Sirota: Is the takeaway from the election just that Theresa May ran a bad campaign and Corbyn was the stand-in beneficiary of that? Or is there a bigger takeaway about politics in the world and politics in Britain? Does it represent something bigger?

Graf: I think it does potentially. She ran an awful campaign. I mean awful. The number one hit tune over there was, "Liar, Liar, Liar." It became the number one song. I don't know if you heard it, but it's about Theresa May lying all the time. Because she would say something and then she would take it away. In her own manifesto, she rejected them. She had nothing to say except, "Vote for me. I'm strong and stable." Then she would come with things, which would be devastating to people, and not seen as caring at all. She was seen as a deformed Margaret Thatcher. Deformed politically, I mean. I think that can't be underestimated.

But I also think that after all these years, at least six years, of this pretty difficult austerity, reminds me a little bit of Kansas where people were all for cutting taxes, and individual responsibility, and not spending so much money and all that, as they kept cutting, and cutting, and cutting to the bone. I think it's just like in Kansas. I don't think it's exactly the same, obviously, but you wind up with even the conservative Republican legislature overruling [Sam] Brownback, right? I think it took quite a toll. Then she was proposing to do even more cutting and wouldn't get out and explain things.

[Corbyn] ran a good campaign. He picked up on that. You'd have to say he was very authentic because he's the same guy, he's been saying the same thing. He changed a little bit, like on Trident. He changed a little bit about terrorism, you know, being a little tougher. But for the most part, he's been saying the same thing over, and over, and over again. He's got a lot of young people. They have a bit of a different racial dynamic there. They're the most diverse country in Europe, but it's still only 13% people of color.

Sirota: Do you think the Democratic Party here in the United States will look at the U.K. election results and see some lessons in it?

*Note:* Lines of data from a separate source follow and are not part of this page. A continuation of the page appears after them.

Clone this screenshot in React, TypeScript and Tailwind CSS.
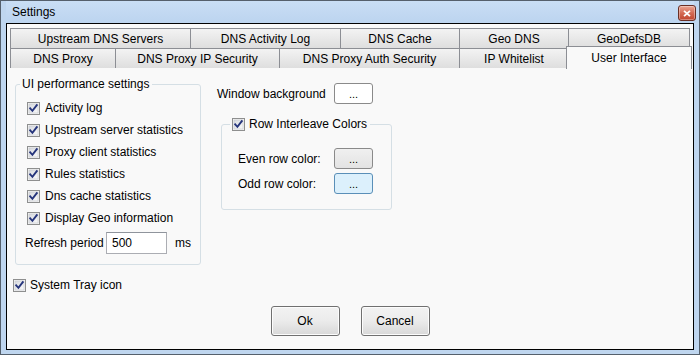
import React from "react";

const FONT = { fontFamily: '"Segoe UI", "Liberation Sans", Arial, sans-serif' };

function Check({ className = "" }: { className?: string }) {
  return (
    <svg width="13" height="13" viewBox="0 0 13 13" className={"shrink-0 " + className}>
      <defs>
        <linearGradient id="cbg" x1="0" y1="0" x2="1" y2="1">
          <stop offset="0" stopColor="#d6d9de" />
          <stop offset="1" stopColor="#fbfbfb" />
        </linearGradient>
      </defs>
      <rect x="0.5" y="0.5" width="12" height="12" fill="#f4f4f4" stroke="#8e8f8f" />
      <rect x="2" y="2" width="9" height="9" fill="url(#cbg)" stroke="#c3c6cb" strokeWidth="0.6" />
      <path d="M3.2 6.4 L5.4 8.8 L9.8 3.2" fill="none" stroke="#26357c" strokeWidth="1.9" strokeLinecap="square" />
    </svg>
  );
}

function CheckRow({ label }: { label: string }) {
  return (
    <div className="flex h-[22px] items-center">
      <Check />
      <span className="ml-[5px] text-[12px] text-black">{label}</span>
    </div>
  );
}

function DotButton({ variant }: { variant: "white" | "gray" | "blue" }) {
  const cls =
    variant === "white"
      ? "bg-white border-[#8a8a8a]"
      : variant === "gray"
      ? "bg-gradient-to-b from-[#f0f0f0] to-[#e3e3e3] border-[#8a8a8a]"
      : "bg-[#dcf0fc] border-[#5a8fb8]";
  return (
    <div
      className={
        "flex h-[21px] w-[39px] items-end justify-center rounded-[3px] border pb-[3px] text-[11px] leading-none text-black " +
        cls
      }
    >
      ...
    </div>
  );
}

function Tab({ w, label, last }: { w: number; label: string; last?: boolean }) {
  return (
    <div
      style={{ width: w }}
      className={
        "flex h-full shrink-0 items-center justify-center border-l border-t border-[#8c8e94] bg-gradient-to-b from-[#f3f3f3] to-[#dedede] text-[12px] text-black " +
        (last ? "border-r" : "")
      }
    >
      {label}
    </div>
  );
}

function PushButton({ label }: { label: string }) {
  return (
    <div className="flex h-[30px] w-[69px] items-center justify-center rounded-[3px] border border-[#707070] bg-gradient-to-b from-[#f2f2f2] via-[#ebebeb] to-[#d8d8d8] text-[12px] text-black shadow-[inset_0_0_0_1px_#fcfcfc]">
      {label}
    </div>
  );
}

export default function App() {
  return (
    <div style={FONT} className="h-[355px] w-[700px] overflow-hidden">
      <div className="flex h-[355px] w-[700px] flex-col border border-[#55606c] bg-[#bfd6ef] px-[5px] pb-[4px]">
        {/* title bar */}
        <div className="flex h-[22px] shrink-0 items-center justify-between bg-gradient-to-b from-[#c9def5] to-[#bcd4ef] pl-[6px]">
          <span className="text-[12px] text-black">Settings</span>
          <div className="mr-[-2px] mt-[2px] flex h-[16px] w-[18px] items-center justify-center rounded-[3px] border border-[#6a2f25] bg-gradient-to-b from-[#e9a593] via-[#d46b55] to-[#c0442d] shadow-[inset_0_0_0_1px_rgba(255,255,255,0.35)]">
            <svg width="8" height="7" viewBox="0 0 8 7">
              <path d="M1 0.8 L7 6.2 M7 0.8 L1 6.2" stroke="#ffffff" strokeWidth="1.8" />
            </svg>
          </div>
        </div>
        {/* client */}
        <div className="flex flex-1 flex-col border border-black bg-[#f9f9f9]">
          {/* tabs */}
          <div className="ml-[3px] mt-[4px] flex h-[20px]">
            <Tab w={180} label="Upstream DNS Servers" />
            <Tab w={150} label="DNS Activity Log" />
            <Tab w={119} label="DNS Cache" />
            <Tab w={109} label="Geo DNS" />
            <Tab w={122} label="GeoDefsDB" last />
          </div>
          <div className="ml-[3px] flex h-[20px]">
            <Tab w={105} label="DNS Proxy" />
            <Tab w={164} label="DNS Proxy IP Security" />
            <Tab w={180} label="DNS Proxy Auth Security" />
            <Tab w={109} label="IP Whitelist" />
            <div className="relative z-10 ml-[-2px] mt-[-2px] flex h-[23px] w-[126px] items-start justify-center border-l border-r border-t border-[#8c8e94] bg-[#f9f9f9] pt-[2px] text-[12px] text-black">
              User Interface
            </div>
          </div>
          {/* panel */}
          <div className="flex flex-1 flex-col">
            <div className="flex">
              {/* left column */}
              <div className="ml-[8px] mt-[8px] flex w-[186px] flex-col">
                <fieldset className="m-0 rounded-[3px] border border-[#d5dfe5] p-0">
                  <legend className="ml-[4px] px-[2px] pr-[3px] text-[12px] leading-[16px] text-black">
                    UI performance settings
                  </legend>
                  <div className="flex flex-col pb-[10px] pl-[11px] pt-[5px]">
                    <CheckRow label="Activity log" />
                    <CheckRow label="Upstream server statistics" />
                    <CheckRow label="Proxy client statistics" />
                    <CheckRow label="Rules statistics" />
                    <CheckRow label="Dns cache statistics" />
                    <CheckRow label="Display Geo information" />
                    <div className="ml-[-2px] mt-[2px] flex h-[23px] items-center">
                      <span className="w-[81px] text-[12px] text-black">Refresh period</span>
                      <div className="flex h-[22px] w-[61px] items-center border border-[#abadb3] border-t-[#8f949c] bg-white pl-[5px] text-[12px] text-black">
                        500
                      </div>
                      <span className="ml-[8px] text-[12px] text-black">ms</span>
                    </div>
                  </div>
                </fieldset>
                <div className="ml-[-2px] mt-[9px] flex h-[22px] items-center">
                  <Check />
                  <span className="ml-[4px] text-[12px] text-black">System Tray icon</span>
                </div>
              </div>
              {/* right column */}
              <div className="ml-[16px] mt-[15px] flex flex-col">
                <div className="flex h-[21px] items-center">
                  <span className="w-[117px] text-[12px] text-black">Window background</span>
                  <DotButton variant="white" />
                </div>
                <fieldset className="m-0 ml-[4px] mt-[12px] w-[171px] rounded-[3px] border border-[#d5dfe5] p-0">
                  <legend className="ml-[8px] flex items-center px-[2px] pr-[3px] text-[12px] leading-[16px] text-black">
                    <Check />
                    <span className="ml-[4px]">Row Interleave Colors</span>
                  </legend>
                  <div className="flex flex-col gap-[4px] pb-[15px] pl-[16px] pt-[16px]">
                    <div className="flex h-[21px] items-center">
                      <span className="w-[96px] text-[12px] text-black">Even row color:</span>
                      <DotButton variant="gray" />
                    </div>
                    <div className="flex h-[21px] items-center">
                      <span className="w-[96px] text-[12px] text-black">Odd row color:</span>
                      <DotButton variant="blue" />
                    </div>
                  </div>
                </fieldset>
              </div>
            </div>
            {/* buttons */}
            <div className="mt-[10px] flex justify-center gap-[21px]">
              <PushButton label="Ok" />
              <PushButton label="Cancel" />
            </div>
          </div>
        </div>
      </div>
    </div>
  );
}
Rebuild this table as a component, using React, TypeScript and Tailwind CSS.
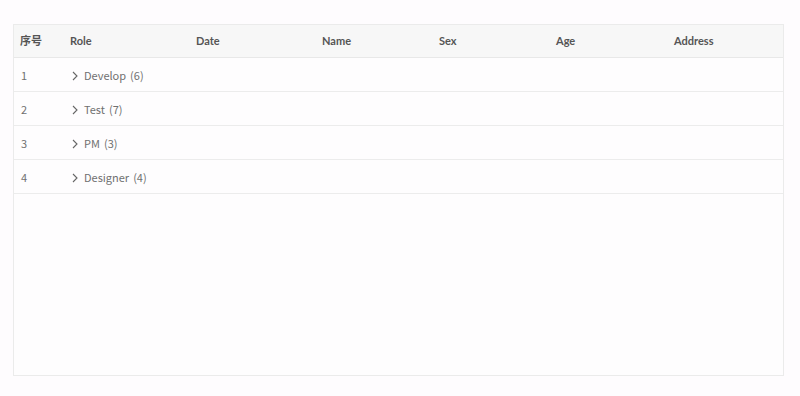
const COLUMNS = [
  { key: 'idx', label: '序号', w: 'w-[50px]' },
  { key: 'role', label: 'Role', w: 'w-[126px]' },
  { key: 'date', label: 'Date', w: 'w-[126px]' },
  { key: 'name', label: 'Name', w: 'w-[117px]' },
  { key: 'sex', label: 'Sex', w: 'w-[117px]' },
  { key: 'age', label: 'Age', w: 'w-[118px]' },
  { key: 'address', label: 'Address', w: 'flex-1' },
]

const GROUPS = [
  { id: 1, role: 'Develop', count: 6 },
  { id: 2, role: 'Test', count: 7 },
  { id: 3, role: 'PM', count: 3 },
  { id: 4, role: 'Designer', count: 4 },
]

function Chevron() {
  return (
    <svg width="8" height="10" viewBox="0 0 8 10" className="text-[#666] shrink-0 mt-[2px]">
      <polyline points="2,1 6,5 2,9" fill="none" stroke="currentColor" strokeWidth="1.1" />
    </svg>
  )
}

export default function App() {
  return (
    <div className="w-[800px] h-[396px] bg-[#fefcfe] pt-[24px] px-[13px] font-['Lato','Noto_Sans_CJK_SC',sans-serif]">
      <div className="w-[771px] h-[352px] border border-[#ebebeb] bg-[#fefdfe] flex flex-col">
        {/* header */}
        <div className="flex h-[33px] items-center bg-[#f7f7f7] border-b border-[#e8e8e8]">
          {COLUMNS.map(col => (
            <div key={col.key} className={`${col.w} pl-[6px] text-[11px] font-bold text-[#555]`}>
              {col.label}
            </div>
          ))}
        </div>

        {/* rows */}
        {GROUPS.map(g => (
          <div
            key={g.id}
            className="flex h-[34px] items-center pt-[1px] border-b border-[#ececec] text-[11px] text-[#707070] font-['Noto_Sans_CJK_SC',sans-serif]"
          >
            <div className="w-[50px] pl-[7px]">{g.id}</div>
            <div className="w-[126px] pl-[7px] flex items-center gap-[5px]">
              <Chevron />
              <span>
                {g.role}
                <span className="ml-[4px]">({g.count})</span>
              </span>
            </div>
          </div>
        ))}
      </div>
    </div>
  )
}
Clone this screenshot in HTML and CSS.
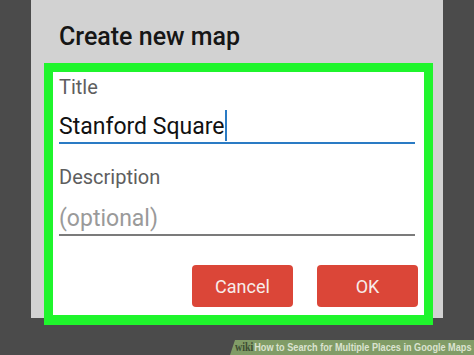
FILE: index.html
```html
<!DOCTYPE html>
<html lang="en">
<head>
    <meta charset="UTF-8">
    <meta name="viewport" content="width=device-width, initial-scale=1.0">
    <title>Create new map</title>
    <link rel="stylesheet" href="styles.css">
</head>
<body>

    <div class="screen">
        <div class="dialog">
            <h1 class="dialog-title">Create new map</h1>

            <div class="form">
                <div class="label label-first">Title</div>
                <div class="value value-active">Stanford Square<span class="caret"></span></div>

                <div class="label label-desc">Description</div>
                <div class="value value-empty">(optional)</div>

                <div class="actions">
                    <button class="btn">Cancel</button>
                    <button class="btn">OK</button>
                </div>
            </div>
        </div>

        <div class="credit">
            <span class="credit-text"><span class="wiki">wiki</span>How to Search for Multiple Places in Google Maps</span>
        </div>
    </div>

</body>
</html>
```

FILE: styles.css
```css
body { margin: 0; background: #4b4b4b; font-family: Roboto, "Noto Sans", sans-serif; overflow: hidden; }
.screen { position: relative; width: 474px; height: 355px; overflow: hidden; }

.dialog { margin-left: 31px; width: 412px; height: 318px; background: #d2d2d2; }
.dialog-title {
    margin: 0; height: 63px; box-sizing: border-box; padding: 22px 0 0 28px;
    font-size: 25px; line-height: 30px; font-weight: 500; color: #161616;
}

.form {
    margin-left: 13px; width: 389px; height: 262px; box-sizing: border-box;
    border: 9px solid #1ff52c; border-bottom-width: 10px; background: #fff;
    padding: 3px 9px 0 6px;
}
.label { font-size: 20px; line-height: 24px; color: #5e5e5e; }
.label-desc { margin-top: 21px; }

.value { font-size: 23px; line-height: 28px; color: #111; }
.value-active { margin-top: 14px; padding-bottom: 1px; border-bottom: 2px solid #2a7bc4; }
.value-empty { margin-top: 16px; padding-bottom: 1px; border-bottom: 2px solid #7b7b7b; color: #9a9a9a; }
.caret {
    display: inline-block; width: 2px; height: 31px; margin: -3px 0 0 1px;
    vertical-align: -7px; background: #2a7bc4;
}

.actions { display: flex; justify-content: flex-end; gap: 24px; margin: 29px -3px 0 0; }
.btn {
    width: 101px; height: 42px; border: none; border-radius: 4px; padding: 0;
    background: #db4638; color: #f7ecea; font-family: Roboto, sans-serif; font-size: 18px;
}

.credit {
    position: absolute; right: 0; bottom: 0; width: 244px; height: 15px; box-sizing: border-box;
    padding-left: 5px; background: #819c67; clip-path: polygon(5px 0, 100% 0, 100% 100%, 0 100%);
    font-family: "Liberation Sans", Arial, sans-serif; font-size: 10.5px; line-height: 15px;
    font-weight: bold; color: #dbe3d0; white-space: nowrap;
}
.credit-text { display: inline-block; transform: scaleX(0.87); transform-origin: left center; }
.wiki { color: #3e4c33; font-family: "Liberation Serif", serif; font-size: 11.5px; margin-right: 1px; }
```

Graf: Money is different in England. It's much more regulated. It's true the Tories have much more money because they get money from wealthy people. Even in what they call the short campaign, that's the last seven or eight weeks, they can't advertise on television. You don't have to be that tied to money interests.

Remember, you're running in a whole lot of people. It helps if people respect the leader of the particular party, but a lot of people, as I understood it, this is just from three or four people, a lot of the MPs that ran ran locally. Many of them didn't even have Corbyn stuff on their leaflets. They ran on that, "The government, the Tory government, is destroying our ability to have any services in our area." That's different than in our country. People were getting pretty fed up with the vast cuts.

I don't know exactly how to tie it in. The Democrats are much more tied to financial interests than the Labour Party was, and even the Tories, because you're limited on money there. Although, they probably outspent Labour three or four to one, I would imagine.

I think the smart Democrats, they'd get out into the working, white class communities, not just to try to turn them on a vote, but understand them and understand what's going on. Why in Kansas would they go against Brownback? Oklahoma's down, and many of their school districts, four days a week. It's hard for me to imagine that some of the many parents there are saying, "How the hell is my kid going to compete? We don't even have a full week of education anymore."

I think if the Democratic Party would get into some of these Midwestern states, and other places where they barely lost, and talk to people, and respect them, and ask them really what is the result of what's happening, the way apparently Corbyn and his team did... People can discount momentum for being too far left or being just part of the Jeremy Corbyn wing, but they put a lot of people on the street."